The infringement volume was overwhelming. JiYu's team posted publicly on Instagram: "We hate scammers as much as you do. So many of you have reached out to us about missing orders, only for us to realize you accidentally bought from a fake page and have been emailing fake support teams." Their inbox was flooded, and the team was working around the clock just to keep up with the complaints, let alone track down the fakes.
The infringers were sophisticated. Some were repeat offenders who resurfaced on new platforms after being removed elsewhere. One entity, Chengdu Juyou Bio-Technology Co., ran counterfeit operations across multiple marketplaces simultaneously. The counterfeiting network spanned the U.S., China, the UAE, the U.K., and beyond with hundreds of unique sellers, no two operating the same way.

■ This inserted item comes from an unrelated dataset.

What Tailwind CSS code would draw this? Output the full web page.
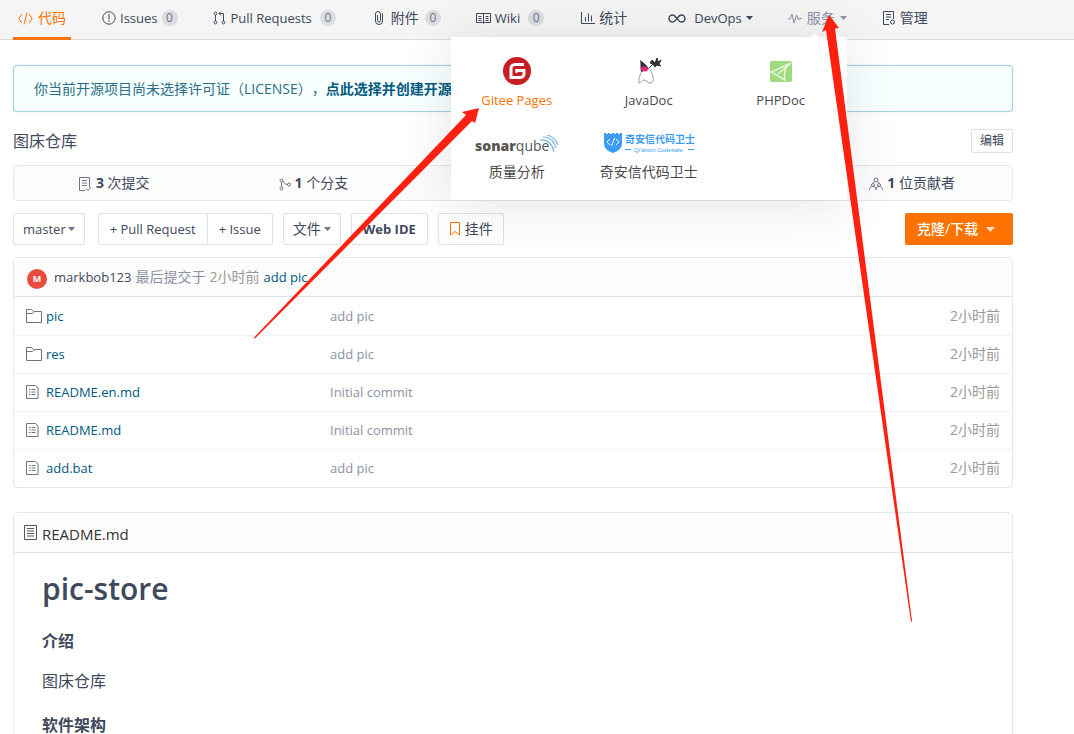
<!DOCTYPE html>
<html lang="zh-CN">
<head>
  <meta charset="UTF-8" />
  <meta name="viewport" content="width=device-width, initial-scale=1.0" />
  <title>pic-store</title>
  <script src="https://cdn.jsdelivr.net/npm/@tailwindcss/browser@4"></script>
  <style>
    body {
      font-family: "Open Sans", "Noto Sans CJK SC", sans-serif;
      text-spacing-trim: space-all;
    }
  </style>
</head>
<body class="relative h-screen overflow-hidden bg-white text-sm leading-5 text-[#40485b]">

  <!-- Project nav -->
  <nav class="h-10 bg-[#f5f5f5] border-b border-[#dcdddf] pl-[13px]">
    <ul class="flex h-10 gap-[27px] whitespace-nowrap">
      <li class="flex"><a href="#" class="flex items-center gap-[5px] px-[5px] pb-[1px] border-b-3 border-[#fe7300] text-[#fe7300]">
        <svg class="w-[15px] h-[15px]" viewBox="0 0 15 15" fill="none" stroke="currentColor"><path d="M4 3 .8 7.5 4 12M11 3l3.200 4.500L11 12M9 1.500 6 13.500"/></svg>代码</a></li>
      <li class="flex"><a href="#" class="flex items-center gap-1 px-1 pb-1">
        <svg class="w-[14px] h-[14px]" viewBox="0 0 14 14" fill="none" stroke="currentColor"><circle cx="7" cy="7" r="6.2"/><path d="M7 3v5.500M7 9.500v1.500"/></svg><span class="text-[13px]">Issues</span>
        <span class="w-4 h-4 rounded-full bg-[#dcdddf] text-[#6b7490] text-xs leading-4 text-center">0</span></a></li>
      <li class="flex"><a href="#" class="flex items-center gap-1 px-1 pb-1">
        <svg class="w-[14px] h-[14px]" viewBox="0 0 14 14" fill="none" stroke="currentColor"><circle cx="2.5" cy="2.5" r="1.4"/><circle cx="2.5" cy="11.5" r="1.4"/><circle cx="10.5" cy="11.5" r="1.4"/><path d="M2.500 4v6M10.500 10V2.500H6M8 .5l-2 2 2 2"/></svg><span class="text-[13px]">Pull Requests</span>
        <span class="ml-1 w-4 h-4 rounded-full bg-[#dcdddf] text-[#6b7490] text-xs leading-4 text-center">0</span></a></li>
      <li class="flex"><a href="#" class="flex items-center gap-1 px-1 pb-1">
        <svg class="w-4 h-4" viewBox="0 0 16 16" fill="none" stroke="currentColor"><path d="M6.500 5v5.500a1.500 1.500 0 0 0 3 0V4a2.500 2.500 0 0 0-5 0v7a3.500 3.500 0 0 0 7 0V3.500"/></svg>附件
        <span class="ml-[2px] w-4 h-4 rounded-full bg-[#dcdddf] text-[#6b7490] text-xs leading-4 text-center">0</span></a></li>
      <li class="flex"><a href="#" class="flex items-center gap-1 px-1 pb-1">
        <svg class="w-[15px] h-3" viewBox="0 0 15 12" fill="none" stroke="currentColor"><path d="M.5 1.500h14v9H8.500l-1 1-1-1H.5zM7.500 1.500v9.500M2.500 4.500h3M2.500 6.500h3M2.500 8.500h3M9.500 4.500h3M9.500 6.500h3M9.500 8.500h3"/></svg><span class="text-[13px]">Wiki</span>
        <span class="ml-1 w-4 h-4 rounded-full bg-[#dcdddf] text-[#6b7490] text-xs leading-4 text-center">0</span></a></li>
      <li class="flex"><a href="#" class="flex items-center gap-1 px-[6px] pb-1">
        <svg class="w-[14px] h-3" viewBox="0 0 14 12" fill="none" stroke="currentColor"><path d="M.5 0v11.500H14M4.500 9.500V5M7.500 9.500V1.500M10.500 9.500V3.500"/></svg>统计</a></li>
      <li class="flex"><button type="button" class="flex items-center gap-2 pl-2 pr-1 pb-1">
        <svg class="w-[18px] h-[9px]" viewBox="0 0 18 9" fill="none" stroke="currentColor" stroke-width="1.5"><path d="M9 4.500C7.500 2.500 6.500 1 4.500 1a3.500 3.500 0 0 0 0 7C6.500 8 7.500 6.500 9 4.500S11.500 1 13.500 1a3.500 3.500 0 0 1 0 7C11.500 8 10.500 6.500 9 4.500z"/></svg>
        <span class="flex items-center gap-1 text-[13px]">DevOps <svg class="w-[7px] h-1" viewBox="0 0 7 4" fill="currentColor"><path d="M0 0h7L3.500 4z"/></svg></span></button></li>
      <li class="relative flex"><button type="button" class="flex items-center gap-[5px] px-1 pb-1 text-[#8c92a4]">
        <svg class="w-[14px] h-3" viewBox="0 0 14 12" fill="none" stroke="currentColor"><path d="M0 7h2l2-5 2 9L8.500 3l2 5 1-1.500H14"/></svg>服务
        <svg class="w-[7px] h-1" viewBox="0 0 7 4" fill="currentColor"><path d="M0 0h7L3.500 4z"/></svg></button>
        <!-- Services menu -->
        <div class="absolute right-1 top-[37px] z-10 w-[396px] h-[163px] bg-white shadow-[0_4px_50px_rgba(27,31,60,0.12)] text-[13px] text-[#4a4a4a]">
          <svg class="absolute right-7 -top-1 w-2 h-1" viewBox="0 0 8 4" fill="#fff"><path d="M0 4h8L4 0z"/></svg>
          <div class="grid grid-cols-3 pt-[18px] text-center">
            <a href="#" class="flex flex-col items-center h-18 text-[#fe7300]">
              <svg class="w-8 h-8" viewBox="0 0 32 32"><circle cx="16" cy="16" r="14" fill="#c71d23"/><path d="M23 9.500h-9a4 4 0 0 0-4 4V22.500h9.500a3.500 3.500 0 0 0 3.500-3.500V15.500h-8.500" fill="none" stroke="#fff" stroke-width="3"/><path d="M15.500 14v4" stroke="#fff" stroke-width="2"/></svg>
              <span class="mt-[3px]">Gitee Pages</span></a>
            <a href="#" class="flex flex-col items-center h-18">
              <svg class="w-8 h-8" viewBox="0 0 32 32"><path d="M11 14C7 18 5 25 6 28c2 0 3-3 5-3s4 3 6 3c3 0 4-3 3-6-1-4-2-6-3-8" fill="#fff" stroke="#999"/><path d="M7 5c3 2 7 5 9 9l-8 3c-1-4 0-8-1-12z" fill="#333"/><ellipse cx="11.5" cy="14" rx="3.5" ry="2.5" fill="#e6287a"/><path d="m16 13 4-4M19 5l3 3 2-5 1 4 3-2-2 4 2 2-4-1-2 2-2-3-3-1z" fill="#333" stroke="#333"/></svg>
              <span class="mt-[3px]">JavaDoc</span></a>
            <a href="#" class="flex flex-col items-center h-18">
              <svg class="w-8 h-8" viewBox="0 0 32 32"><rect x="5" y="6" width="22" height="21" rx="2" fill="#a0d97e"/><path d="M26 8 6 17l14 8c-2-8 0-13 6-17L13 19" fill="none" stroke="#e8f7df" stroke-width="1.5"/></svg>
              <span class="mt-[3px]">PHPDoc</span></a>
            <a href="#" class="flex flex-col items-center h-18">
              <svg class="w-[84px] h-8" viewBox="0 0 84 32"><text x="0" y="24" font-family="Open Sans" font-size="14" font-weight="800" fill="#555">sonar<tspan font-weight="400">qube</tspan></text><g fill="none" stroke="#7db5dc" stroke-width="1.2"><path d="M65 13c8-1 13 5 14 12M68 10c7 0 12 5 13 11M72 8c5 1 9 5 11 10"/></g></svg>
              <span class="mt-[3px] text-sm">质量分析</span></a>
            <a href="#" class="flex flex-col items-center h-18">
              <svg class="w-[92px] h-8" viewBox="0 0 92 32" fill="#3c9df5"><path d="M1 6h2v1h2V6h2v1h2V6h2v1h2V6h2v1h2V6h2v10c0 6-4 8-9 10-5-2-9-4-9-10z"/><path d="m7 12-3 3 3 3M13 12l3 3-3 3M11.500 11l-3 8" fill="none" stroke="#fff"/><text x="22" y="16" font-family="Noto Sans CJK SC" font-size="10" font-weight="700">奇安信代码卫士</text><path d="M22 22h6v1h-6zM85 22h6v1h-6z"/><text x="31" y="25" font-family="Liberation Sans" font-size="6">Qi'anxin Codesafe</text></svg>
              <span class="mt-[3px] text-sm">奇安信代码卫士</span></a>
          </div>
        </div></li>
      <li class="flex"><a href="#" class="flex items-center gap-1 px-1 pb-1">
        <svg class="w-[14px] h-[14px]" viewBox="0 0 14 14" fill="none" stroke="currentColor"><path d="M7 13.500H1.500V.5h10V8M4 3.500h5M4 6h5M4 8.500h3"/><circle cx="10.5" cy="11" r="2"/></svg>管理</a></li>
    </ul>
  </nav>

  <main class="max-w-[1013px] pl-[13px]">
    <!-- License notice -->
    <div class="mt-[25px] h-[47px] flex items-center px-5 border border-[#a3d1de] rounded bg-[#f8ffff] text-[#276f86] shadow-[0_0_1px_#a3d1de] whitespace-nowrap">
      你当前开源项目尚未选择许可证（LICENSE），<a href="#" class="font-bold text-[#005980]">点此选择并创建开源许可</a>
    </div>

    <div class="mt-[17px] flex items-center justify-between">
      <p class="text-base leading-6">图床仓库</p>
      <button type="button" class="h-6 px-2 border border-[#dce3e8] rounded-xs bg-white text-xs">编辑</button>
    </div>

    <!-- Summary -->
    <div class="mt-3 h-9 grid grid-cols-5 items-center border border-[#e3e9ed] rounded bg-[#fcfcfd]">
      <a href="#" class="flex items-center justify-center gap-1">
        <svg class="w-[14px] h-[14px] mt-[2px]" viewBox="0 0 14 14" fill="none" stroke="#6b7386"><path d="M7 13.500H1.500V.5h10V10M4 3.500h5M4 6h5M4 8.500h5M8 11.500l2 2 3-3.500"/></svg>
        <span><b>3</b> 次提交</span></a>
      <a href="#" class="flex items-center justify-center gap-1">
        <svg class="w-3 h-[13px] mt-[2px]" viewBox="0 0 12 13" fill="none" stroke="#6b7386"><circle cx="2.5" cy="2.5" r="1.5"/><circle cx="2.5" cy="10.5" r="1.5"/><circle cx="10" cy="6.5" r="1.5"/><path d="M2.500 4v5M4 3c1 2 2 3.500 4.500 3.500"/></svg>
        <span><b>1</b> 个分支</span></a>
      <span></span>
      <span></span>
      <a href="#" class="flex items-center justify-center gap-1">
        <svg class="w-[14px] h-[14px] mt-[2px]" viewBox="0 0 14 14" fill="none" stroke="#6b7386"><circle cx="7" cy="3" r="2"/><circle cx="4" cy="8" r="1.5"/><circle cx="10" cy="8" r="1.5"/><path d="M.5 13c0-2 1-3.500 3.500-3.500S7 11 7 13c0-2 .5-3.500 3-3.500s3.500 1.500 3.500 3.500M5.500 4.500 4 6.500M8.500 4.500l1.500 2"/></svg>
        <span><b>1</b> 位贡献者</span></a>
    </div>

    <!-- Toolbar -->
    <div class="mt-3 flex items-center text-[13px] whitespace-nowrap">
      <button type="button" class="h-8 px-[9px] flex items-center gap-[2px] border border-[#dce3e8] rounded-xs">master <svg class="w-[7px] h-1" viewBox="0 0 7 4" fill="#6b7386"><path d="M0 0h7L3.500 4z"/></svg></button>
      <div class="ml-[13px] flex">
        <button type="button" class="h-8 px-[11px] border border-[#dce3e8] rounded-l-xs">+ Pull Request</button>
        <button type="button" class="h-8 px-[11px] border border-l-0 border-[#dce3e8] rounded-r-xs">+ Issue</button>
      </div>
      <button type="button" class="ml-[10px] h-8 px-[9px] flex items-center gap-[3px] border border-[#dce3e8] rounded-xs text-sm">文件 <svg class="w-[7px] h-1" viewBox="0 0 7 4" fill="#6b7386"><path d="M0 0h7L3.500 4z"/></svg></button>
      <button type="button" class="ml-[10px] h-8 px-[11px] border border-[#dce3e8] rounded-xs font-bold">Web IDE</button>
      <button type="button" class="ml-[10px] h-8 px-[10px] flex items-center gap-1 border border-[#dce3e8] rounded-xs text-sm">
        <svg class="w-3 h-[14px]" viewBox="0 0 12 14" fill="none" stroke="#fe7300"><path d="M1.500.5h9v12.500L6 9.500 1.500 13z"/></svg>挂件</button>
      <button type="button" class="ml-auto h-8 w-[108px] pl-3 flex items-center gap-2 rounded-xs bg-[#fe7300] text-white text-sm font-medium">克隆/下载 <svg class="w-[9px] h-[5px]" viewBox="0 0 9 5" fill="#ffdcc0"><path d="M0 0h9L4.500 5z"/></svg></button>
    </div>

    <!-- File list -->
    <div class="mt-3 border border-[#e3e9ed] rounded overflow-hidden text-[13px]">
      <div class="h-[39px] flex items-center gap-1 pl-[13px] border-b border-[#dce3e8] bg-[#fcfcfc] text-[#8c92a4]">
        <span class="mr-[3px] mt-1 w-5 h-5 rounded-full bg-[#e74c3c] text-white text-[9px] leading-5 font-bold text-center">M</span>
        <a href="#" class="text-[#40485b]">markbob123</a><span class="text-sm">最后提交于</span><span class="text-sm text-[#999]">2小时前</span><a href="#" class="text-[#005980]">add pic</a>
      </div>
      <table class="w-full table-fixed">
        <tbody id="files"></tbody>
      </table>
    </div>

    <!-- Readme -->
    <section class="mt-6 border border-[#e3e9ed] rounded">
      <div class="h-10 flex items-center gap-[5px] pl-[10px] border-b border-[#dce3e8] bg-[#fcfcfc]">
        <svg class="w-[13px] h-[15px]" viewBox="0 0 13 15" fill="none" stroke="#555"><path d="M.5.5h12v14H.5zM3 3.500h7M3 6h7M3 8.500h7M3 11h7"/></svg>
        <span class="mt-[2px] text-[15px] text-[#333]">README.md</span>
      </div>
      <article class="px-7 py-4 text-base leading-6">
        <h1 class="text-[30px] leading-10 font-semibold">pic-store</h1>
        <h3 class="mt-5 font-bold">介绍</h3>
        <p class="mt-4">图床仓库</p>
        <h3 class="mt-5 font-bold">软件架构</h3>
      </article>
    </section>
  </main>

  <!-- Arrows drawn over the page -->
  <svg class="absolute left-0 top-0 z-20 w-[1074px] h-[734px] pointer-events-none" viewBox="0 0 1074 734" fill="#ff2010">
    <path d="M253.500 338 466 115l-4-3 17-4-4 15-3-2L255 338.500z"/>
    <path d="m829 15 10 13-4 .5L912 621l-1 1L826 30l-4 2z"/>
  </svg>

  <script>
    const files = [
      { name: "pic", dir: true, message: "add pic" },
      { name: "res", dir: true, message: "add pic" },
      { name: "README.en.md", dir: false, message: "Initial commit" },
      { name: "README.md", dir: false, message: "Initial commit" },
      { name: "add.bat", dir: false, message: "add pic" }
    ];
    const folderIcon = `<svg class="w-4 h-[14px]" viewBox="0 0 16 14" fill="none" stroke="#6b7386"><path d="M.5 13.500V.5h5l2 2h8v11zM.5 4.500h6l2-2"/></svg>`;
    const fileIcon = `<svg class="w-[13px] h-[14px] mr-[3px]" viewBox="0 0 13 14" fill="none" stroke="#6b7386"><path d="M.5.5h9l2.500 2.500v10.500H.5zM3 4.500h1.500M5.500 4.500h4M3 7h1.500M5.500 7h4M3 9.500h1.500M5.500 9.500h4"/></svg>`;

    document.getElementById("files").innerHTML = files.map((f) => `
      <tr class="h-[38px] border-b border-[#eff2f6] last:border-b-0">
        <td class="w-[316px] pl-3"><a href="#" class="flex items-center gap-1 text-[#005980]">${f.dir ? folderIcon : fileIcon}${f.name}</a></td>
        <td class="text-[#8c92a4]">${f.message}</td>
        <td class="w-[100px] pr-3 text-right text-sm text-[#999]">2小时前</td>
      </tr>`).join("");
  </script>
</body>
</html>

Manual enforcement simply wasn't going to cut it.
The Solution
JiYu brought on Podqi to help take back control of their brand.
In the first 60 days, Podqi’s platform identified over 840 infringing listings and domains across over 220 unique platforms— everything from major marketplaces to obscure regional sites. The heaviest activity was on Facebook (121 infringements), eBay (97), AliExpress (74), TikTok (30), and SHEIN (26). Domain monitoring surfaced another 124 copycat sites built to intercept JiYu’s customers directly.
The approach matched the scale of the problem. Marketplace counterfeits on eBay and AliExpress went through automated takedown workflows. Fake ads on Facebook were flagged and pulled. Copycat domains were identified and actioned before most customers ever encountered them. For repeat infringers, Podqi’s cross-platform tracking connected sellers operating under different names across marketplaces, so when one storefront went down, the next one was already flagged. The clock never stopped.
The Results
In 60 days, Podqi resolved 529 infringements across 222 platforms— listings, domains, ads, and marketplace storefronts.
The headline numbers:
● 529 infringements resolved in 60 days across 222 platforms
● 448 unique infringing sellers identified
● 2.9 day median resolution time
● 17 repeat infringers tracked across platforms
The biggest enforcement actions by platform:
● Facebook: 98 takedowns
● eBay: 91 takedowns
● AliExpress: 52 takedowns
● SHEIN: 25 takedowns
● TikTok: 24 takedowns
Why It Matters
JiYu’s story is one every viral beauty brand will eventually face. A brand goes viral, unauthorized sellers and counterfeits appear within weeks, and suddenly a small team is spending more time fighting fakes than building the business. When the product goes on your face, a bad knockoff doesn’t just cost a sale. It costs trust. And the longer it takes to act, the more damage compounds.
Within 60 days. Podqi turned brand protection from a full-time job into a background process— protecting the JiYu Skin brand and giving the team their time back to build their business.